>> Begin EXERCISE DATA

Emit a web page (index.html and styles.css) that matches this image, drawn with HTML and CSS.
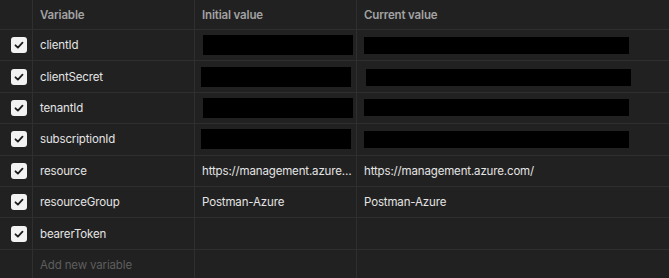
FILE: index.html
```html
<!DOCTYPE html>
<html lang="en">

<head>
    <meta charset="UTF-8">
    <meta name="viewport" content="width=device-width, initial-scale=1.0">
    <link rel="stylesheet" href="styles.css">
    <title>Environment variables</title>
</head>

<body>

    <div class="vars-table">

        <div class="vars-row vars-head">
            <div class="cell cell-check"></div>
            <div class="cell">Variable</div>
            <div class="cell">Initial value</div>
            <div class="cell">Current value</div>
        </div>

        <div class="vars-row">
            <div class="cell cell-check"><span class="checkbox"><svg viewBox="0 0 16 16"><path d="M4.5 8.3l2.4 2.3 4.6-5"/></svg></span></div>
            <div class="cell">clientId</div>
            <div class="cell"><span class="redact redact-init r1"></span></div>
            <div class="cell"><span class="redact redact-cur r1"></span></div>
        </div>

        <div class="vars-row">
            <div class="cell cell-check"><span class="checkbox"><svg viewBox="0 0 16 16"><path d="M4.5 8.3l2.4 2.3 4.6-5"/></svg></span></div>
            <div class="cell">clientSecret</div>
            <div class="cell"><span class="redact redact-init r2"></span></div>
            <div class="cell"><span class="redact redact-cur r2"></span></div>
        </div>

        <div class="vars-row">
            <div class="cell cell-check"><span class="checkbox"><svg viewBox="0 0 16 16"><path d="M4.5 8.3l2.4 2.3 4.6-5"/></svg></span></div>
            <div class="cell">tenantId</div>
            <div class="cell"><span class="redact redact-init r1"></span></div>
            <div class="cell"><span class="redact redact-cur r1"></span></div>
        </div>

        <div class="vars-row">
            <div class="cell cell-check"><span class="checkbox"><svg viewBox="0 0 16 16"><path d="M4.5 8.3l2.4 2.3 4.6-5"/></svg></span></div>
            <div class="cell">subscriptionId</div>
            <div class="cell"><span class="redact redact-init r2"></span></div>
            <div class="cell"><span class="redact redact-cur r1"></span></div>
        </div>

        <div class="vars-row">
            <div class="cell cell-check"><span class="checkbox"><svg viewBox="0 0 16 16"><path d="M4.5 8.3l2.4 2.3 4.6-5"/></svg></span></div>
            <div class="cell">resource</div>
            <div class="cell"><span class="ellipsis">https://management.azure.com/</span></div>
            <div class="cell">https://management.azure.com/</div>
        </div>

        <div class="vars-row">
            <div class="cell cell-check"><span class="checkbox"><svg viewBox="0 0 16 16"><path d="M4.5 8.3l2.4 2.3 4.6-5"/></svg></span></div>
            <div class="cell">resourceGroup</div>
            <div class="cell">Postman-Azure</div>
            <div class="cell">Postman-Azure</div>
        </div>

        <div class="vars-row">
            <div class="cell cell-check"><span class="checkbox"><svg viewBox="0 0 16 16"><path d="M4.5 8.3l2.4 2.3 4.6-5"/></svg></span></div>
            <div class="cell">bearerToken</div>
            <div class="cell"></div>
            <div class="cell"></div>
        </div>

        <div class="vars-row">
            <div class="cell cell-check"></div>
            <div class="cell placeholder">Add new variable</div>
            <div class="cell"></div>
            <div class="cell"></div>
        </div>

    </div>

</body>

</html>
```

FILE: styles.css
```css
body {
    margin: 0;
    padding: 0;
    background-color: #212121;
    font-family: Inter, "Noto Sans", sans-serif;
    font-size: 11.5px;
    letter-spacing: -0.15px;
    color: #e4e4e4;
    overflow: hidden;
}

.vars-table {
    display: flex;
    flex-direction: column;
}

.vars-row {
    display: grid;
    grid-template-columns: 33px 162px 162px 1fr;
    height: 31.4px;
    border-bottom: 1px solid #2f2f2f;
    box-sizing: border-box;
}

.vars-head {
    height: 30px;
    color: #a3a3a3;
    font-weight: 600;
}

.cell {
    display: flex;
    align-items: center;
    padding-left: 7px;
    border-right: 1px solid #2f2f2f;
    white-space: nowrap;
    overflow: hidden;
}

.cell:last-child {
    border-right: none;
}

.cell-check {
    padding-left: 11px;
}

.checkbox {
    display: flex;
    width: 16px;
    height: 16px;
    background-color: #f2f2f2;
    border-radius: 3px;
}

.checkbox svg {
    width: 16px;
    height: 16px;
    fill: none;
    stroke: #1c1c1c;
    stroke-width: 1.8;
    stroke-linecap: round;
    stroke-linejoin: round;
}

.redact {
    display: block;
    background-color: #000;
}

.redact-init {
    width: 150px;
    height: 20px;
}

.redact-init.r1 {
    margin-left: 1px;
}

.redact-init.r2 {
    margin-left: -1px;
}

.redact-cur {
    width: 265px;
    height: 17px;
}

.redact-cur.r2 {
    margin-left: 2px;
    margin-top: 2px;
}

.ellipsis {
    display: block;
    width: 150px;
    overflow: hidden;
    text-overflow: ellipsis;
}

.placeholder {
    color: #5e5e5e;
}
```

>> End EXERCISE DATA
>> Begin EXERCISE DATA

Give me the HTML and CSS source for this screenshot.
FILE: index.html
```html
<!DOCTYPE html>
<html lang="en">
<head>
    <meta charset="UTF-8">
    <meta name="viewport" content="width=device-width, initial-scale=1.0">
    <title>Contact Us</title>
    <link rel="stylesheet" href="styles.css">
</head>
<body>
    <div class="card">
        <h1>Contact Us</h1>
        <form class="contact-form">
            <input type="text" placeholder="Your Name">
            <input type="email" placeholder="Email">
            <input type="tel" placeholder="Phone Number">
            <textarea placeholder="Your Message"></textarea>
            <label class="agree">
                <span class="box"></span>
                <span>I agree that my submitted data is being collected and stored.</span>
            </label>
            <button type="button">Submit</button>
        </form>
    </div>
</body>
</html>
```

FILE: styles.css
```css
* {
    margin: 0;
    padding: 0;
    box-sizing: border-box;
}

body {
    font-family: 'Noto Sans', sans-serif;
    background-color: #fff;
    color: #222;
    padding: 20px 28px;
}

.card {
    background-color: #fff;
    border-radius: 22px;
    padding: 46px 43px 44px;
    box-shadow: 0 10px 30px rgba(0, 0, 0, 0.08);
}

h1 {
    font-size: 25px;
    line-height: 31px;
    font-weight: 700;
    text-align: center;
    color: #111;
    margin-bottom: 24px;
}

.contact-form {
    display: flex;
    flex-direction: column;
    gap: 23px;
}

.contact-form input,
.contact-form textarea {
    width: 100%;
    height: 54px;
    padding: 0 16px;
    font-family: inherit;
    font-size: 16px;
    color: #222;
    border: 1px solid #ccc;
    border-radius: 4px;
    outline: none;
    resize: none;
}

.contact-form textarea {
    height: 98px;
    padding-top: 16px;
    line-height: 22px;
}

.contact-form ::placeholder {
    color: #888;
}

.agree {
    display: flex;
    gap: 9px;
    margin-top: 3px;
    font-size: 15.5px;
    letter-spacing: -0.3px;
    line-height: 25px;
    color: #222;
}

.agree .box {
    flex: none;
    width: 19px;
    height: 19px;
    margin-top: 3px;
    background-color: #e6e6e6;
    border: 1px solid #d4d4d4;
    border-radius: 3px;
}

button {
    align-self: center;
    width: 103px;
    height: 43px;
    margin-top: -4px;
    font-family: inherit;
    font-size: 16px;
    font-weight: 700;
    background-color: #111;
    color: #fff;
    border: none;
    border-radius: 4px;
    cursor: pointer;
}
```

>> End EXERCISE DATA
>> Begin EXERCISE DATA

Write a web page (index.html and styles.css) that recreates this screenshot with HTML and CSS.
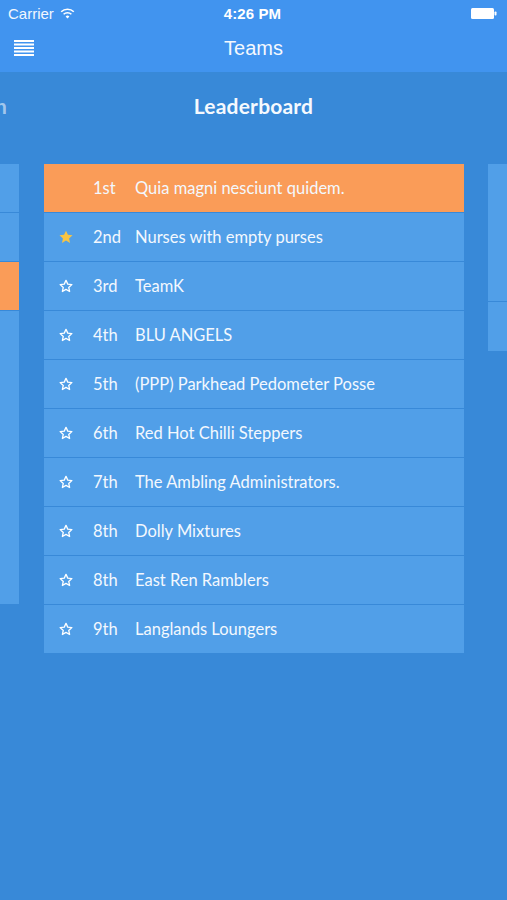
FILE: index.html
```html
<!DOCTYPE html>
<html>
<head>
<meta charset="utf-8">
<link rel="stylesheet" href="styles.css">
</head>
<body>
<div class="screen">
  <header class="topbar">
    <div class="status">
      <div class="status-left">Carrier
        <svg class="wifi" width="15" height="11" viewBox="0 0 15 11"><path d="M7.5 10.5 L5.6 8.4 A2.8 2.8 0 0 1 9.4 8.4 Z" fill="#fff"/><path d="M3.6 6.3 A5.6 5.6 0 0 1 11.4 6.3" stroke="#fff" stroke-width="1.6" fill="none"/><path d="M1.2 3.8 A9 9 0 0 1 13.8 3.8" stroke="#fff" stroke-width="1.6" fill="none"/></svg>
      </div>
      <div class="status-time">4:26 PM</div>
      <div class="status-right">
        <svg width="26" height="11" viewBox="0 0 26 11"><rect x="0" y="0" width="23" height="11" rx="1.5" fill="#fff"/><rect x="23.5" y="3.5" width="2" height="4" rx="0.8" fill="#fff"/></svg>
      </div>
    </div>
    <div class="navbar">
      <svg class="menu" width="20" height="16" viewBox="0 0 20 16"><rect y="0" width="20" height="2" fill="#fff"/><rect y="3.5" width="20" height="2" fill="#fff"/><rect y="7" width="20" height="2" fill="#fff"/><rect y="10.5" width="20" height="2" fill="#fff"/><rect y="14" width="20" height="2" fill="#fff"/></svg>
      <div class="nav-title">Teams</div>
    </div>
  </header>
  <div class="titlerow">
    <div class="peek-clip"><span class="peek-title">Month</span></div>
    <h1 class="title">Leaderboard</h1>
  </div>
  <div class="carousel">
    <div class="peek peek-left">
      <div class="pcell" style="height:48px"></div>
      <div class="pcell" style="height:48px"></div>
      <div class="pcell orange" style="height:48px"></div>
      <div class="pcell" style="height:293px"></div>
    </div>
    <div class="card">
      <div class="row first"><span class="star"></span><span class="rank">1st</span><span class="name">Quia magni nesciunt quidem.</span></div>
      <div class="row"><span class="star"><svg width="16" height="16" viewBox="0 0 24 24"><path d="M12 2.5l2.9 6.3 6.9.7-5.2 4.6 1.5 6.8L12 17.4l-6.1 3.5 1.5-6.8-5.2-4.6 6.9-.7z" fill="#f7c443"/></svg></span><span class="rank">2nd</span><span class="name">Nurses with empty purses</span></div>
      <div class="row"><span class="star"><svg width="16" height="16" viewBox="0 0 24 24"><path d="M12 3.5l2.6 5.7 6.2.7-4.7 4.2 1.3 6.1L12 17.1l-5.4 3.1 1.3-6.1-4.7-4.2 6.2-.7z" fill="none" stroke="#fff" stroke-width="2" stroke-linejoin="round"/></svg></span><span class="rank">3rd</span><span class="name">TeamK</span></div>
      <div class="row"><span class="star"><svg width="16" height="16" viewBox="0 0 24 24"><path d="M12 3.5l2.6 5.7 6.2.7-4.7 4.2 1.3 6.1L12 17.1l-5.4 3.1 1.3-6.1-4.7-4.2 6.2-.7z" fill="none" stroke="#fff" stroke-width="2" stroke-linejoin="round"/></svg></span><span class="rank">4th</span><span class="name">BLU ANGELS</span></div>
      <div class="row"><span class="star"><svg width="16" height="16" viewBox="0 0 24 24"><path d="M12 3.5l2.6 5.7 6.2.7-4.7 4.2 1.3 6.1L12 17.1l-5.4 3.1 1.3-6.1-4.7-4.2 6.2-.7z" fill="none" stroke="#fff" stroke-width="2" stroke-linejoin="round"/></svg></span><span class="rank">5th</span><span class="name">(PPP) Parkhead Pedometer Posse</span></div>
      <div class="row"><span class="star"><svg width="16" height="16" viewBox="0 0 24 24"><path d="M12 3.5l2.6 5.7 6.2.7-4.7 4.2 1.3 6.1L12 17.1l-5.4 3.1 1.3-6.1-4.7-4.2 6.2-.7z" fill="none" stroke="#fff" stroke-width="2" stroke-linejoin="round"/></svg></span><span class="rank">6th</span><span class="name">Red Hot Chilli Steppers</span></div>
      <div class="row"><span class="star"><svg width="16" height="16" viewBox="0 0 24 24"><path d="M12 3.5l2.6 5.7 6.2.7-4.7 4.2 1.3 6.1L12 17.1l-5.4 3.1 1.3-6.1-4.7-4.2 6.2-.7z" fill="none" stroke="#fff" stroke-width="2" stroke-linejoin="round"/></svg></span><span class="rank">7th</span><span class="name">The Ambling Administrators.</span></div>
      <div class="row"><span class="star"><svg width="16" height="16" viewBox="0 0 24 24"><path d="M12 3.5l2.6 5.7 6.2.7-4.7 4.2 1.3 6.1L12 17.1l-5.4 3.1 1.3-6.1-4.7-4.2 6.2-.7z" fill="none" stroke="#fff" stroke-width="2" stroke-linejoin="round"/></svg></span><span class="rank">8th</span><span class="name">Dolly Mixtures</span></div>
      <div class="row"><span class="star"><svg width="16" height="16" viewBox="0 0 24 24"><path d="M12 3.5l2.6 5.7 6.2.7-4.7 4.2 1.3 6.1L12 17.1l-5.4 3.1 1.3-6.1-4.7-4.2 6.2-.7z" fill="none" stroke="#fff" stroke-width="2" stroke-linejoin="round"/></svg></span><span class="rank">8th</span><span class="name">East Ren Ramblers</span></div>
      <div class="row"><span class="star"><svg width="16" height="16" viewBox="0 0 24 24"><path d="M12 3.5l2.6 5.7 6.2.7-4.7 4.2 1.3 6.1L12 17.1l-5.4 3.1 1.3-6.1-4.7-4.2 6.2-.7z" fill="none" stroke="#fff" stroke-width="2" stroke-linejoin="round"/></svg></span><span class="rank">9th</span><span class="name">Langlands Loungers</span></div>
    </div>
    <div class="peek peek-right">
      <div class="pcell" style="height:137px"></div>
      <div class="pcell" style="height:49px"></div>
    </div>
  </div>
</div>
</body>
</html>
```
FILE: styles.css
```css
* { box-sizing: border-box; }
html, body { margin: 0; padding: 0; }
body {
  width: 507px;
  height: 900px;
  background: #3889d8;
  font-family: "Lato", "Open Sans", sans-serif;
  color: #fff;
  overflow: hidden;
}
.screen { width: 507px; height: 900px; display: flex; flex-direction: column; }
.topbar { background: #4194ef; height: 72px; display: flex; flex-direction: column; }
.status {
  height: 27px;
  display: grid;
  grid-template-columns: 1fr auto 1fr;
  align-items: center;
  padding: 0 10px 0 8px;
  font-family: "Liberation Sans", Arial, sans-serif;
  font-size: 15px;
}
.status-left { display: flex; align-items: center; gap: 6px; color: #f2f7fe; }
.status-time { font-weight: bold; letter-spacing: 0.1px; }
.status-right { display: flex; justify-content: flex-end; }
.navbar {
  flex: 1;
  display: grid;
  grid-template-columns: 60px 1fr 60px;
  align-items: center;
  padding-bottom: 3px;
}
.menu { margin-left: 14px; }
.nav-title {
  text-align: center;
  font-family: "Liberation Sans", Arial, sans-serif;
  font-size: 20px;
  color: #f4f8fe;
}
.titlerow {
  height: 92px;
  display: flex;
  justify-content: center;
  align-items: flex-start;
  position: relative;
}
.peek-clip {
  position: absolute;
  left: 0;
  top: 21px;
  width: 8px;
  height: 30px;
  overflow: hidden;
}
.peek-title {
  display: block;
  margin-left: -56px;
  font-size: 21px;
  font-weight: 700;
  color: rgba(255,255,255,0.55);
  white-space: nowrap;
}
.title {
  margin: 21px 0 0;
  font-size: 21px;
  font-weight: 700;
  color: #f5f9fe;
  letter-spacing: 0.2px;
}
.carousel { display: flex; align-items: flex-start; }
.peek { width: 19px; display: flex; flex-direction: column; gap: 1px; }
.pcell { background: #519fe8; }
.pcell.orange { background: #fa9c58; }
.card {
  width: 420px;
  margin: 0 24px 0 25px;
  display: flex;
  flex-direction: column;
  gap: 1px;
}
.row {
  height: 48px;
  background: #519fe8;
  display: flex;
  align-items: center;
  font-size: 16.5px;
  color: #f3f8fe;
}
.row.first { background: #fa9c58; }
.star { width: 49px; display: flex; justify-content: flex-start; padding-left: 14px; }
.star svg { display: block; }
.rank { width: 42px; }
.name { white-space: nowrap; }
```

>> End EXERCISE DATA

WRITTEN INSTRUCTION:
Go over the entries above and say how many lines hold the string "that", with no other text.

TASK RESULT:
3